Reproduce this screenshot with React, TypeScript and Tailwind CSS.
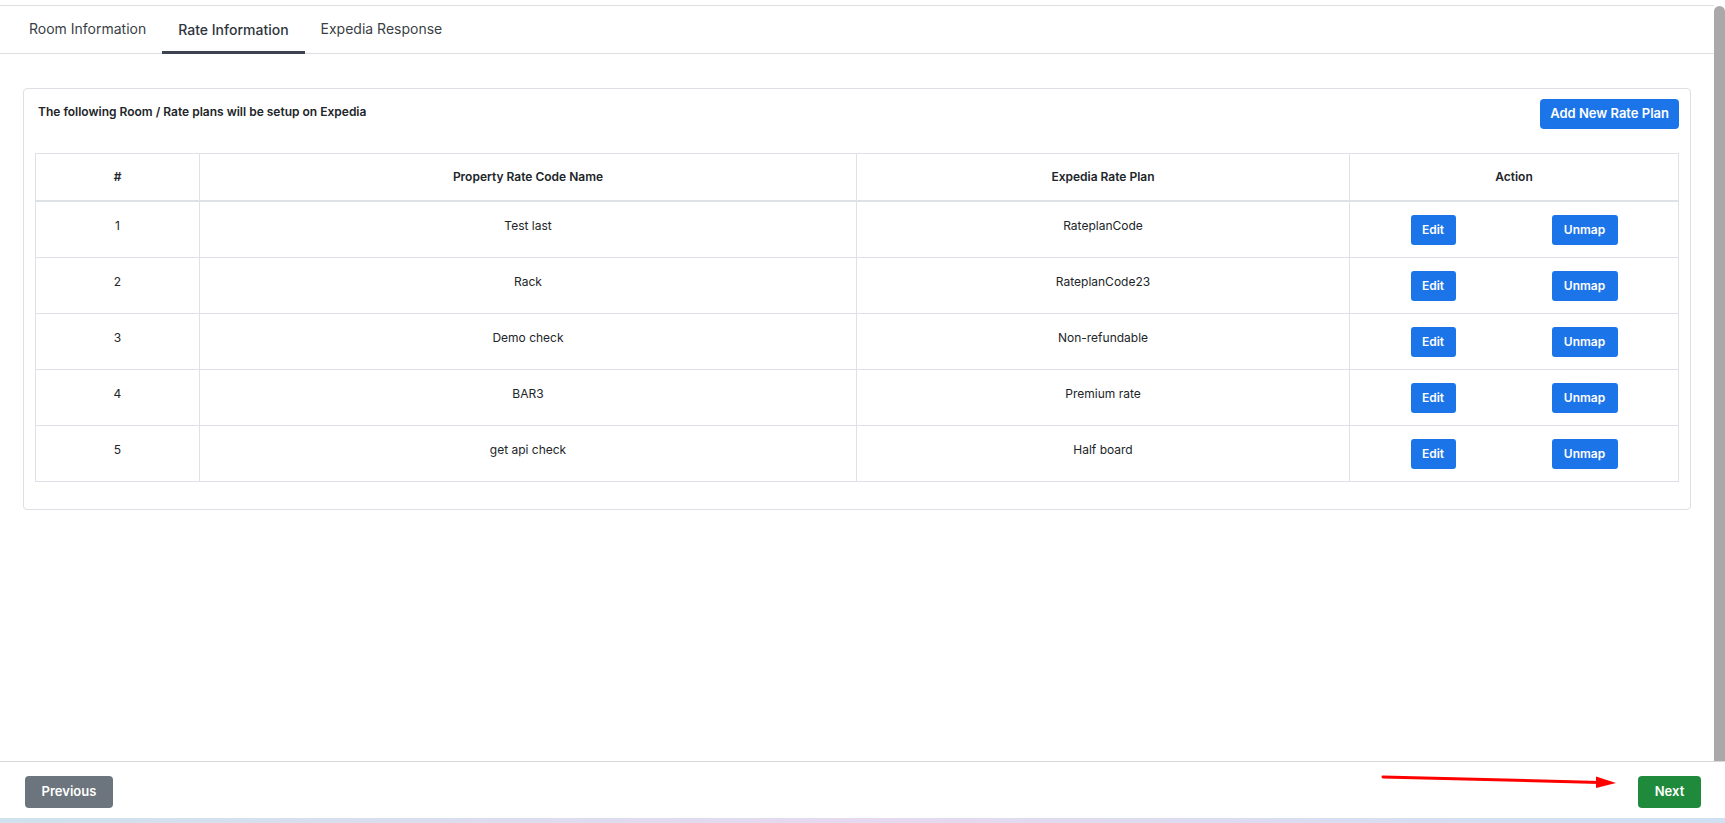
import React from 'react';

type RatePlan = { id: number; name: string; expedia: string };

const plans: RatePlan[] = [
  { id: 1, name: 'Test last', expedia: 'RateplanCode' },
  { id: 2, name: 'Rack', expedia: 'RateplanCode23' },
  { id: 3, name: 'Demo check', expedia: 'Non-refundable' },
  { id: 4, name: 'BAR3', expedia: 'Premium rate' },
  { id: 5, name: 'get api check', expedia: 'Half board' },
];

const tabs = ['Room Information', 'Rate Information', 'Expedia Response'];

export default function App() {
  return (
    <div
      className="relative flex h-[823px] w-full flex-col overflow-hidden bg-white text-[#212529]"
      style={{ fontFamily: 'Inter, "Liberation Sans", sans-serif' }}
    >
      <div className="flex min-h-0 flex-1">
        <div className="flex-1 pt-[5px]">
          {/* tabs */}
          <div className="flex h-[49px] border-y border-[#dcdfe2] pl-[13px]">
            {tabs.map((t) => (
              <div
                key={t}
                className={
                  t === 'Rate Information'
                    ? '-mb-px flex items-center border-b-[3px] border-[#3d4350] px-4 pt-[1px] text-[14px] font-medium text-[#2f353d]'
                    : 'flex items-center px-4 pb-[3px] text-[14px] text-[#3a3f45]'
                }
              >
                {t}
              </div>
            ))}
          </div>

          {/* card */}
          <div className="mx-[23px] mt-[34px] rounded-[4px] border border-[#dcdfe3] px-[11px] pb-[27px] pt-[10px]">
            <div className="flex items-start justify-between">
              <h2 className="pl-[3px] pt-[4px] text-[12px] font-semibold text-[#212529]">
                The following Room / Rate plans will be setup on Expedia
              </h2>
              <button className="h-[30px] rounded-[4px] bg-[#1c74e9] px-[10px] text-[13px] font-semibold text-white">
                Add New Rate Plan
              </button>
            </div>

            <table className="mt-[24px] w-full border-collapse text-[12px]">
              <thead>
                <tr className="h-[47px]">
                  <th className="w-[164px] border border-b-2 border-[#dee2e6] font-semibold">#</th>
                  <th className="w-[657px] border border-b-2 border-[#dee2e6] font-semibold">Property Rate Code Name</th>
                  <th className="w-[493px] border border-b-2 border-[#dee2e6] font-semibold">Expedia Rate Plan</th>
                  <th className="border border-b-2 border-[#dee2e6] font-semibold">Action</th>
                </tr>
              </thead>
              <tbody>
                {plans.map((p) => (
                  <tr key={p.id}>
                    <td className="border border-[#dee2e6] pt-[15px] text-center align-top">{p.id}</td>
                    <td className="border border-[#dee2e6] pt-[15px] text-center align-top">{p.name}</td>
                    <td className="border border-[#dee2e6] pt-[15px] text-center align-top">{p.expedia}</td>
                    <td className="border border-[#dee2e6] pb-[12px] pt-[13px]">
                      <div className="flex justify-center gap-[96px]">
                        <button className="h-[30px] w-[45px] rounded-[3px] bg-[#1c74e9] text-[12px] font-semibold text-white">
                          Edit
                        </button>
                        <button className="h-[30px] w-[66px] rounded-[3px] bg-[#1c74e9] text-[12px] font-semibold text-white">
                          Unmap
                        </button>
                      </div>
                    </td>
                  </tr>
                ))}
              </tbody>
            </table>
          </div>
        </div>

        {/* scrollbar */}
        <div className="w-[11px] pt-[6px]">
          <div className="h-full rounded-t-full bg-[#a9a9a9]" />
        </div>
      </div>

      {/* footer */}
      <div className="flex h-[57px] items-start justify-between border-t border-[#d6d6d6] pl-[25px] pr-[24px] pt-[14px]">
        <button className="h-[32px] w-[88px] rounded-[4px] bg-[#6c757d] text-[13px] font-semibold text-white">
          Previous
        </button>
        <button className="h-[32px] w-[63px] rounded-[4px] bg-[#1f8a3b] text-[13px] font-semibold text-white">
          Next
        </button>
      </div>
      <div className="h-[5px] bg-gradient-to-r from-[#cfe2ee] via-[#e6d9ef] to-[#cfe0f2]" />

      {/* red annotation arrow */}
      <svg
        className="pointer-events-none absolute left-[1380px] top-[772px]"
        width="240"
        height="20"
        viewBox="0 0 240 20"
      >
        <line x1="3" y1="5" x2="220" y2="10.5" stroke="#ff0000" strokeWidth="3" strokeLinecap="round" />
        <polygon points="216,4.5 236,11 216,16" fill="#ff0000" />
      </svg>
    </div>
  );
}
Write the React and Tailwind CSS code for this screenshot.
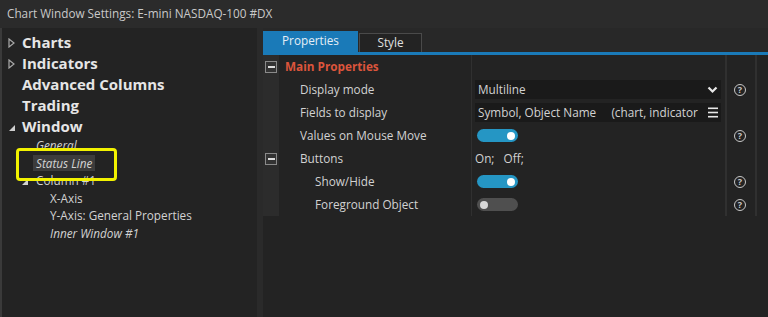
import React from "react";

const font = { fontFamily: '"Open Sans", "DejaVu Sans", sans-serif' };

function ClosedArrow() {
  return (
    <svg width="7" height="10" viewBox="0 0 7 10" className="ml-[6px] mr-[7px]">
      <path d="M1 1 L6 5 L1 9 Z" fill="none" stroke="#a8a8a8" strokeWidth="1.2" />
    </svg>
  );
}

function OpenArrow({ className }) {
  return (
    <svg width="6" height="6" viewBox="0 0 6 6" className={className}>
      <path d="M6 0 L6 6 L0 6 Z" fill="#cfcfcf" />
    </svg>
  );
}

function MinusBox() {
  return (
    <div className="w-[12px] h-[12px] border border-[#8a8a8a] bg-[#333] flex items-center justify-center">
      <div className="w-[7px] h-[2px] bg-[#dcdcdc]" />
    </div>
  );
}

function Help() {
  return (
    <div className="w-[12px] h-[12px] rounded-full border-[1.5px] border-[#c8c8c8] flex items-center justify-center text-[9px] font-bold text-[#c8c8c8] leading-none">
      ?
    </div>
  );
}

function Toggle({ on }) {
  return (
    <div
      className={
        on
          ? "w-[41px] h-[13px] rounded-full bg-[#2596c4] flex items-center justify-end pr-[3px]"
          : "w-[41px] h-[13px] rounded-full bg-[#4f4f4f] flex items-center justify-start pl-[3px]"
      }
    >
      <div className={on ? "w-[8px] h-[8px] rounded-full bg-white" : "w-[8px] h-[8px] rounded-full bg-[#d8d8d8]"} />
    </div>
  );
}

function Row({ gutter, label, labelClass, value, help }) {
  return (
    <div className="flex h-[23px]">
      <div className="w-[16px] bg-[#2c2c2c] flex items-center justify-center">{gutter && <MinusBox />}</div>
      <div className={"w-[193px] border-r border-[#303030] flex items-center " + labelClass}>{label}</div>
      <div className="w-[255px] border-r-2 border-[#303030] flex items-center pl-[3px]">{value}</div>
      <div className="w-[30px] border-r-2 border-[#303030] flex items-center justify-center pr-[2px]">
        {help && <Help />}
      </div>
      <div className="flex-1" />
    </div>
  );
}

export default function App() {
  return (
    <div className="w-[768px] h-[317px] bg-[#232323] flex flex-col overflow-hidden text-[#d2d2d2]" style={font}>
      <div className="h-[28px] bg-[#2b2b2b] flex items-center pl-[7px] text-[11.75px] text-[#c9c9c9]">
        Chart Window Settings: E-mini NASDAQ-100 #DX
      </div>
      <div className="flex flex-1 border-l-2 border-[#3a3a3a]">
        {/* tree */}
        <div className="relative w-[255px] pt-[4px]">
          {["Charts", "Indicators", "Advanced Columns", "Trading"].map((t, i) => (
            <div key={t} className="h-[21px] flex items-center text-[15px] font-bold text-[#e6e6e6]">
              {i < 2 ? <ClosedArrow /> : <span className="w-[20px]" />}
              {t}
            </div>
          ))}
          <div className="h-[21px] flex items-center text-[15px] font-bold text-[#e6e6e6]">
            <OpenArrow className="ml-[7px] mr-[7px] mt-[3px]" />
            Window
          </div>
          <div className="text-[11.75px]">
            <div className="h-[17.6px] flex items-center pl-[34px] italic text-[#cfcfcf]">General</div>
            <div className="h-[17.6px] flex items-center pl-[31px]">
              <span className="bg-[#3c3c3c] italic px-[3px] h-[16px] flex items-center text-[#d4d4d4]">Status Line</span>
            </div>
            <div className="h-[17.6px] flex items-center pl-[20px]">
              <OpenArrow className="mr-[8px] mt-[2px]" />
              Column #1
            </div>
            <div className="h-[17.6px] flex items-center pl-[48px]">X-Axis</div>
            <div className="h-[17.6px] flex items-center pl-[48px]">Y-Axis: General Properties</div>
            <div className="h-[17.6px] flex items-center pl-[48px] italic">Inner Window #1</div>
          </div>
          {/* annotation box */}
          <div className="absolute left-[14px] top-[120px] w-[101px] h-[33px] border-[3px] border-[#f2f200] rounded-[4px]" />
        </div>
        <div className="w-[6px] bg-[#2a2a2a]" />
        {/* properties */}
        <div className="flex-1 flex flex-col">
          <div className="h-[24px] bg-[#282828] flex items-end">
            <div className="w-[95px] h-[21px] bg-[#1a7ab8] flex items-center justify-center text-[11.75px] text-[#e4eef6] pb-[1px]">
              Properties
            </div>
            <div className="w-[63px] h-[19px] ml-[1px] bg-[#232323] border border-b-0 border-[#4a4a4a] flex items-center justify-center text-[11.75px] text-[#e0e0e0]">
              Style
            </div>
          </div>
          <div className="h-[3px] bg-[#1a7ab8]" />
          <div className="text-[11.75px]">
            <Row gutter label="Main Properties" labelClass="pl-[6px] font-bold text-[#dc553c]" />
            <Row
              label="Display mode"
              labelClass="pl-[21px]"
              help
              value={
                <div className="w-[246px] h-[19px] bg-[#1a1a1a] flex items-center justify-between pl-[3px] pr-[3px]">
                  <span>Multiline</span>
                  <svg width="11" height="8" viewBox="0 0 11 8">
                    <path d="M1.5 1.5 L5.5 5.5 L9.5 1.5" fill="none" stroke="#e8e8e8" strokeWidth="2.2" />
                  </svg>
                </div>
              }
            />
            <Row
              label="Fields to display"
              labelClass="pl-[21px]"
              value={
                <div className="w-[246px] h-[19px] bg-[#1a1a1a] flex items-center justify-between pl-[3px] pr-[3px]">
                  <span className="whitespace-pre">Symbol, Object Name     (chart, indicator</span>
                  <svg width="10" height="11" viewBox="0 0 10 11">
                    <rect x="0" y="0.5" width="10" height="1.6" fill="#e8e8e8" />
                    <rect x="0" y="4.7" width="10" height="1.6" fill="#e8e8e8" />
                    <rect x="0" y="8.9" width="10" height="1.6" fill="#e8e8e8" />
                  </svg>
                </div>
              }
            />
            <Row label="Values on Mouse Move" labelClass="pl-[21px]" help value={<div className="pl-[2px]"><Toggle on /></div>} />
            <Row gutter label="Buttons" labelClass="pl-[21px]" value={<span className="whitespace-pre">On;   Off;</span>} />
            <Row label="Show/Hide" labelClass="pl-[36px]" help value={<div className="pl-[2px]"><Toggle on /></div>} />
            <Row label="Foreground Object" labelClass="pl-[36px]" help value={<div className="pl-[2px]"><Toggle /></div>} />
          </div>
        </div>
      </div>
    </div>
  );
}
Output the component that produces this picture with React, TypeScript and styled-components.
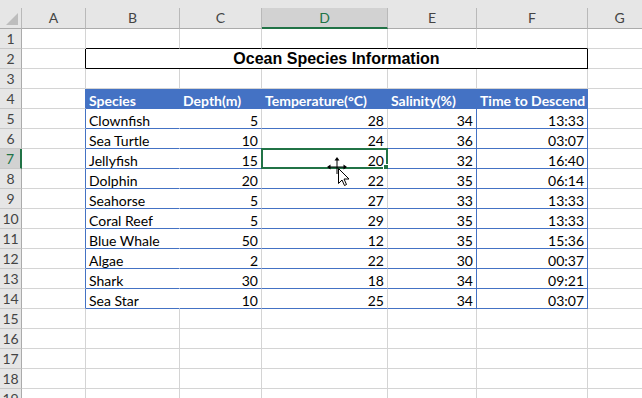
import React from "react";
import styled, { createGlobalStyle } from "styled-components";

const GREEN = "#217346";
const BLUE = "#4472C4";
const GRID = "#d4d4d4";
const HEAD_BG = "#e6e6e6";
const HEAD_LINE = "#b9b9b9";

const columns = ["A", "B", "C", "D", "E", "F", "G"];

const species: [string, number, number, number, string][] = [
  ["Clownfish", 5, 28, 34, "13:33"],
  ["Sea Turtle", 10, 24, 36, "03:07"],
  ["Jellyfish", 15, 20, 32, "16:40"],
  ["Dolphin", 20, 22, 35, "06:14"],
  ["Seahorse", 5, 27, 33, "13:33"],
  ["Coral Reef", 5, 29, 35, "13:33"],
  ["Blue Whale", 50, 12, 35, "15:36"],
  ["Algae", 2, 22, 30, "00:37"],
  ["Shark", 30, 18, 34, "09:21"],
  ["Sea Star", 10, 25, 34, "03:07"],
];

const headers = ["Species", "Depth(m)", "Temperature(°C)", "Salinity(%)", "Time to Descend"];

const GlobalStyle = createGlobalStyle`
  html, body {
    margin: 0;
    padding: 0;
    background: #fff;
    overflow: hidden;
  }
  body {
    font-family: Lato, "Liberation Sans", sans-serif;
  }
`;

const Sheet = styled.div`
  position: relative;
  width: 642px;
  height: 398px;
  overflow: hidden;
  background: #fff;
`;

const TopStrip = styled.div`
  height: 8px;
  background: ${HEAD_BG};
`;

const Row = styled.div`
  display: grid;
  grid-template-columns: 22px 64px 94px 82px 126px 89px 111px 64px;
  width: 652px;
`;

const Corner = styled.div`
  position: relative;
  height: 21px;
  box-sizing: border-box;
  background: ${HEAD_BG};
  border-right: 1px solid ${HEAD_LINE};
  border-bottom: 1px solid #ababab;

  &::after {
    content: "";
    position: absolute;
    right: 3px;
    bottom: 3px;
    width: 0;
    height: 0;
    border-left: 12px solid transparent;
    border-bottom: 12px solid #bdbdbd;
  }
`;

const ColHead = styled.div<{ $active?: boolean }>`
  height: 21px;
  box-sizing: border-box;
  background: ${(p) => (p.$active ? "#d2d2d2" : HEAD_BG)};
  border-right: 1px solid ${HEAD_LINE};
  border-bottom: ${(p) => (p.$active ? `2px solid ${GREEN}` : "1px solid #ababab")};
  color: ${(p) => (p.$active ? GREEN : "#444")};
  font-size: 14px;
  line-height: 20px;
  text-align: center;
`;

const RowHead = styled.div<{ $active?: boolean }>`
  height: 20px;
  box-sizing: border-box;
  background: ${(p) => (p.$active ? "#d2d2d2" : HEAD_BG)};
  border-right: ${(p) => (p.$active ? `2px solid ${GREEN}` : `1px solid #ababab`)};
  border-bottom: 1px solid #c8c8c8;
  color: ${(p) => (p.$active ? GREEN : "#444")};
  font-size: 14px;
  line-height: 20px;
  text-align: center;
`;

const Cell = styled.div<{
  $bottom?: string;
  $right?: string;
  $fill?: string;
  $align?: "left" | "right";
  $bold?: boolean;
  $color?: string;
}>`
  position: relative;
  height: 20px;
  box-sizing: border-box;
  padding: 2px 3px 0;
  background: ${(p) => p.$fill || "#fff"};
  border-right: 1px solid ${(p) => p.$right || GRID};
  border-bottom: 1px solid ${(p) => p.$bottom || GRID};
  color: ${(p) => p.$color || "#000"};
  font-size: 14px;
  font-weight: ${(p) => (p.$bold ? 700 : 400)};
  line-height: 19px;
  text-align: ${(p) => p.$align || "left"};
  white-space: nowrap;
  overflow: visible;
`;

const Title = styled.div`
  grid-column: span 5;
  height: 20px;
  box-sizing: border-box;
  border-right: 1px solid #000;
  border-bottom: 1px solid #000;
  font-family: "Liberation Sans", Arial, sans-serif;
  font-size: 16px;
  font-weight: 700;
  line-height: 19px;
  text-align: center;
  color: #000;
`;

const Selection = styled.div`
  position: absolute;
  left: -1px;
  top: -1px;
  right: -1px;
  bottom: -1px;
  border: 2px solid ${GREEN};
  pointer-events: none;
`;

const Handle = styled.div`
  position: absolute;
  right: -4px;
  bottom: -4px;
  width: 5px;
  height: 5px;
  background: ${GREEN};
  border: 1px solid #fff;
`;

const Cursor = styled.svg`
  position: absolute;
  left: 324px;
  top: 156px;
  width: 30px;
  height: 32px;
  pointer-events: none;
`;

const MoveCursor = () => (
  <Cursor viewBox="0 0 30 32">
    <path d="M13 3 L13 18 M5 11 L21 11" stroke="#000" strokeWidth="1" fill="none" />
    <path d="M13 1 L10.5 4.5 L15.5 4.5 Z" fill="#000" />
    <path d="M3 11 L6.5 8.5 L6.5 13.5 Z" fill="#000" />
    <path d="M23 11 L19.5 8.5 L19.5 13.5 Z" fill="#000" />
    <path
      d="M14.5 12.5 L14.5 27.5 L18 24 L20.5 29.5 L22.5 28.5 L20 23 L25 23 Z"
      fill="#fff"
      stroke="#000"
      strokeWidth="1"
      strokeLinejoin="miter"
    />
  </Cursor>
);

const EmptyRow = ({ n, bottom }: { n: number; bottom?: string }) => (
  <Row>
    <RowHead>{n}</RowHead>
    <Cell />
    {[0, 1, 2, 3, 4].map((i) => (
      <Cell key={i} $bottom={bottom} />
    ))}
    <Cell />
  </Row>
);

export default function App() {
  return (
    <>
      <GlobalStyle />
      <Sheet>
        <TopStrip />
        <Row>
          <Corner />
          {columns.map((c) => (
            <ColHead key={c} $active={c === "D"}>
              {c}
            </ColHead>
          ))}
        </Row>

        <EmptyRow n={1} bottom="#000" />

        <Row>
          <RowHead>2</RowHead>
          <Cell $right="#000" />
          <Title>Ocean Species Information</Title>
          <Cell />
        </Row>

        <EmptyRow n={3} />

        <Row>
          <RowHead>4</RowHead>
          <Cell $right={BLUE} />
          {headers.map((h) => (
            <Cell key={h} $fill={BLUE} $right={BLUE} $bottom={BLUE} $bold $color="#fff">
              {h}
            </Cell>
          ))}
          <Cell />
        </Row>

        {species.map(([name, depth, temp, sal, time], i) => {
          const n = i + 5;
          const selected = n === 7;
          return (
            <Row key={name}>
              <RowHead $active={selected}>{n}</RowHead>
              <Cell $right={BLUE} />
              <Cell $bottom={BLUE} $right="#fff">
                {name}
              </Cell>
              <Cell $bottom={BLUE} $align="right">
                {depth}
              </Cell>
              <Cell $bottom={BLUE} $align="right">
                {temp}
                {selected && (
                  <Selection>
                    <Handle />
                  </Selection>
                )}
              </Cell>
              <Cell $bottom={BLUE} $right={BLUE} $align="right">
                {sal}
              </Cell>
              <Cell $bottom={BLUE} $right={BLUE} $align="right">
                {time}
              </Cell>
              <Cell />
            </Row>
          );
        })}

        {[15, 16, 17, 18, 19].map((n) => (
          <EmptyRow key={n} n={n} />
        ))}

        <MoveCursor />
      </Sheet>
    </>
  );
}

> [Exercise directions]: Extract each line holding the word "screenshot" from the records.

> [Solution to this task]:
Reproduce this screenshot with React, TypeScript and Tailwind CSS.
Write the React and Tailwind CSS code for this screenshot.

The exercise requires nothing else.